Exercise goal →
Across the listing below, count the lines that mention the string "React". Reply with the figure only.

Material for this exercise →
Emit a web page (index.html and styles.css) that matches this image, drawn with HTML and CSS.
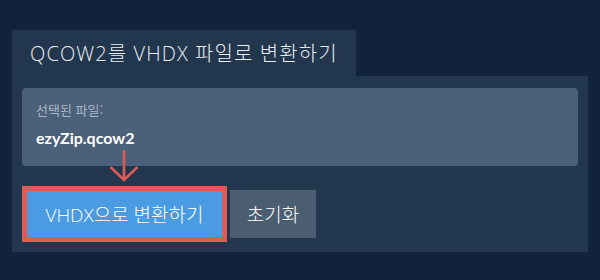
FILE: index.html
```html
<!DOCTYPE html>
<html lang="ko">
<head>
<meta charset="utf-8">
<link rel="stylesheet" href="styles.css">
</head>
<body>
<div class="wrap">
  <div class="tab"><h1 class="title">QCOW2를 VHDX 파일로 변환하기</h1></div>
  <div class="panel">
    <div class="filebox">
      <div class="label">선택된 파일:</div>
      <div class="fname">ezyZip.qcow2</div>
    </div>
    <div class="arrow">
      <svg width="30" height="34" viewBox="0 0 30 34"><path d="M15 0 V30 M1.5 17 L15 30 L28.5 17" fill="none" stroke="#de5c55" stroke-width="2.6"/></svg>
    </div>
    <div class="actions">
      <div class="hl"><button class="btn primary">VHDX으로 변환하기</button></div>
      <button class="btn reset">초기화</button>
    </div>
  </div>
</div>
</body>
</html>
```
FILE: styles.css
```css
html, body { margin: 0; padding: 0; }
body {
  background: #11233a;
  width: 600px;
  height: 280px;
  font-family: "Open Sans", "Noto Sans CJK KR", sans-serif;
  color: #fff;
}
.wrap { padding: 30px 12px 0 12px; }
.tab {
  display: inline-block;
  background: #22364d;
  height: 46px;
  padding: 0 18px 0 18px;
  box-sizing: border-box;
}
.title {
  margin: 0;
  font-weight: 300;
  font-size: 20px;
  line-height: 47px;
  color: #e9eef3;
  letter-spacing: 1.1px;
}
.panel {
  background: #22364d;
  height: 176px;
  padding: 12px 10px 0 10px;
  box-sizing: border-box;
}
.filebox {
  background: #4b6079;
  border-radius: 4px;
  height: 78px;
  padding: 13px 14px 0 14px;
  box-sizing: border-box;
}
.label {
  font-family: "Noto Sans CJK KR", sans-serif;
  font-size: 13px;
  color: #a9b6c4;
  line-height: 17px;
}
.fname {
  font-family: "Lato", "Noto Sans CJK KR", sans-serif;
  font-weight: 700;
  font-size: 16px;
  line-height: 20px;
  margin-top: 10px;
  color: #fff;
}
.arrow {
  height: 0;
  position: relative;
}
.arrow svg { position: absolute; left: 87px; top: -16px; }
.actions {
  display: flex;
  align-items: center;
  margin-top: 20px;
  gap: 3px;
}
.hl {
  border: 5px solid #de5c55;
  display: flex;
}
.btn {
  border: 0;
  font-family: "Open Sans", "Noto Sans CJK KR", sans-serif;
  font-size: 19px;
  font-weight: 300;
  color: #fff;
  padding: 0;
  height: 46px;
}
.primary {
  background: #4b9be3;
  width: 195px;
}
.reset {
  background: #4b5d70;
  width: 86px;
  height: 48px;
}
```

* * *

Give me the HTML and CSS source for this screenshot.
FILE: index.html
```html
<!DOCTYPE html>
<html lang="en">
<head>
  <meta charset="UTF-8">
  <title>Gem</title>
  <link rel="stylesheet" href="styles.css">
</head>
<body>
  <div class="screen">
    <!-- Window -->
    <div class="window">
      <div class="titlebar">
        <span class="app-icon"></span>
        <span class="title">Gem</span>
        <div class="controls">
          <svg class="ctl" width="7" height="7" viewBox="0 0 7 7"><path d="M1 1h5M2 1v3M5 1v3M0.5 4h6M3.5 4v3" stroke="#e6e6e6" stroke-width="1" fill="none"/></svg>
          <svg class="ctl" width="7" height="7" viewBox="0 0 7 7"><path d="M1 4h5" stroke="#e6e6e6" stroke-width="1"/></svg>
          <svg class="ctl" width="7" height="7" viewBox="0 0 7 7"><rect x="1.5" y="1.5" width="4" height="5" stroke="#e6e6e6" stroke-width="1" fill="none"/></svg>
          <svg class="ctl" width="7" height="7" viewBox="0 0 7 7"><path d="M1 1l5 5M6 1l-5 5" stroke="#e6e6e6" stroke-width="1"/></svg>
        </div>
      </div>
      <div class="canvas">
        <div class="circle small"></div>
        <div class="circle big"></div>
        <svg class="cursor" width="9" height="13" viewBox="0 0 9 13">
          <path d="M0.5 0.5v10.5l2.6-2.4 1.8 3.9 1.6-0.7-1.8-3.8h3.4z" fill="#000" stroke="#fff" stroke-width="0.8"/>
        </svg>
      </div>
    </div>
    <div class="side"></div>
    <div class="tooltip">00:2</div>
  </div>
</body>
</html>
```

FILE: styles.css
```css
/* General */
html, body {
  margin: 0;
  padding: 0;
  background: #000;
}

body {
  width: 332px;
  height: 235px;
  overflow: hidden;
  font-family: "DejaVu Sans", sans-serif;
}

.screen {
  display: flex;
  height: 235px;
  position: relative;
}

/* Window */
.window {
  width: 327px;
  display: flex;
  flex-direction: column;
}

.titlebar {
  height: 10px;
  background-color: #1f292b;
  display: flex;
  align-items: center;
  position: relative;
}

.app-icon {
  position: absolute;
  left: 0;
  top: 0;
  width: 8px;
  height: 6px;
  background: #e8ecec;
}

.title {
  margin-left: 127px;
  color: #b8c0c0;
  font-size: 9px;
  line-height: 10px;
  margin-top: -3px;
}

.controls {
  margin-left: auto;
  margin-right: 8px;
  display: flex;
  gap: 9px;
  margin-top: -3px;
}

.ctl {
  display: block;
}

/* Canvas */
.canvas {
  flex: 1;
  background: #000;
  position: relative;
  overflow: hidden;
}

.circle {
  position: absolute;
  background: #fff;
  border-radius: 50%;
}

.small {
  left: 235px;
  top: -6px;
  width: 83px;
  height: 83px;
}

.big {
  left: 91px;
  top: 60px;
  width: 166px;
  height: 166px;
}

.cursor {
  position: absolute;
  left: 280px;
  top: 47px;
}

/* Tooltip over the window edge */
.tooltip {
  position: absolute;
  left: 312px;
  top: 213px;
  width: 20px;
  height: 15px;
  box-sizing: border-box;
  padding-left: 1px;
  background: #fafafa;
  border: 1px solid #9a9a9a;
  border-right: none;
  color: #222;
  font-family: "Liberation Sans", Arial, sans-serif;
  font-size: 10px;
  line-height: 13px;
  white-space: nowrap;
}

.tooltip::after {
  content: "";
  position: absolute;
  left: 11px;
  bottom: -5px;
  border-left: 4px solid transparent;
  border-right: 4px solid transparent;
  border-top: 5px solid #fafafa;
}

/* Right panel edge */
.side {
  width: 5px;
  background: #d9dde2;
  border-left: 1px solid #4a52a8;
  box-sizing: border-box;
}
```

---

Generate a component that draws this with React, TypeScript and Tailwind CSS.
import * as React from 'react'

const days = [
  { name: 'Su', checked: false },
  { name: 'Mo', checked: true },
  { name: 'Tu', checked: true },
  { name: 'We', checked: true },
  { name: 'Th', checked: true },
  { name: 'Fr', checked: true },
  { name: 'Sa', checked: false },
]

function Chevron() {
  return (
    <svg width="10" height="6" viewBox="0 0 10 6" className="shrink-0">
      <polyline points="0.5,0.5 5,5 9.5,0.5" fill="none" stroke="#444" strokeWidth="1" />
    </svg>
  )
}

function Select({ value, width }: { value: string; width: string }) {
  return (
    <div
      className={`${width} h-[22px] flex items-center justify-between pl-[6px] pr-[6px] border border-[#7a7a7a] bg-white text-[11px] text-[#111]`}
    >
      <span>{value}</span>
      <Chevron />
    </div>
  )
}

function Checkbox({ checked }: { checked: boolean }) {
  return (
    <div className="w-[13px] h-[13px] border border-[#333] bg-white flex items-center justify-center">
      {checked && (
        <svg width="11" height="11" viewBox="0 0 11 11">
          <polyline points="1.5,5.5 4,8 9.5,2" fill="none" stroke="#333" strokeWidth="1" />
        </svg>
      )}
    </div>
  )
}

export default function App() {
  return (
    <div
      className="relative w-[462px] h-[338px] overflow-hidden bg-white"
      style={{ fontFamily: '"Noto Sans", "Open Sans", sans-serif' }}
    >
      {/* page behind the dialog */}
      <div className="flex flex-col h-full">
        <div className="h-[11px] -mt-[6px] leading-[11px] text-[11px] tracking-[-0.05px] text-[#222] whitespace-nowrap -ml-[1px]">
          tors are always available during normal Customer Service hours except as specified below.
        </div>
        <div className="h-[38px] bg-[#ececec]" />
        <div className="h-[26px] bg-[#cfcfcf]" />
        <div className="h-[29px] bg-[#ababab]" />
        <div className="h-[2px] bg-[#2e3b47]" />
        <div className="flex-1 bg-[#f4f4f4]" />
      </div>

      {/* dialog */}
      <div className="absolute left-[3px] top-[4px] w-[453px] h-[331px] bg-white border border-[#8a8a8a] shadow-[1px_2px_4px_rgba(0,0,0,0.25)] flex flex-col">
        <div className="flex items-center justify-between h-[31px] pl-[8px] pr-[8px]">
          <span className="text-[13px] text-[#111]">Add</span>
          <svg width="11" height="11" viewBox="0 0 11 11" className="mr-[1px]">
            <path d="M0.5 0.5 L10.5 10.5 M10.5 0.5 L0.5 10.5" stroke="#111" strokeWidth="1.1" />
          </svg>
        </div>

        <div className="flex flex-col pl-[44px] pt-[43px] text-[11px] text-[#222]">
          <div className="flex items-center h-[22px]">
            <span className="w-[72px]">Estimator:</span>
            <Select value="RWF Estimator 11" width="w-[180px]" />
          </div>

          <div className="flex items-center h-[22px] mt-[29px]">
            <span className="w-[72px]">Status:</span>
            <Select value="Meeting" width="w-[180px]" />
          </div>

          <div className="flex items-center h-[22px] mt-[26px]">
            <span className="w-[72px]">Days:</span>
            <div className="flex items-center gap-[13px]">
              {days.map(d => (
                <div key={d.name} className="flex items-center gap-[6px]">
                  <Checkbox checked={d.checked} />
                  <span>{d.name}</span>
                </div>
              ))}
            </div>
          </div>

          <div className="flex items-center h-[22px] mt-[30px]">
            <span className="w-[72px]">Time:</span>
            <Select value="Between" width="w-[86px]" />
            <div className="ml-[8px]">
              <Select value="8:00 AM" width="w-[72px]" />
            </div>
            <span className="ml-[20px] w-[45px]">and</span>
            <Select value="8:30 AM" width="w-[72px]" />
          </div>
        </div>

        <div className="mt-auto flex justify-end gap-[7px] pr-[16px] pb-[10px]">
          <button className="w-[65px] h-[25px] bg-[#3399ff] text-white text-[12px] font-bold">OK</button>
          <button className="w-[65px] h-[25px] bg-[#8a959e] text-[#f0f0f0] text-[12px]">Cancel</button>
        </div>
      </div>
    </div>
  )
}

Result of this task →
2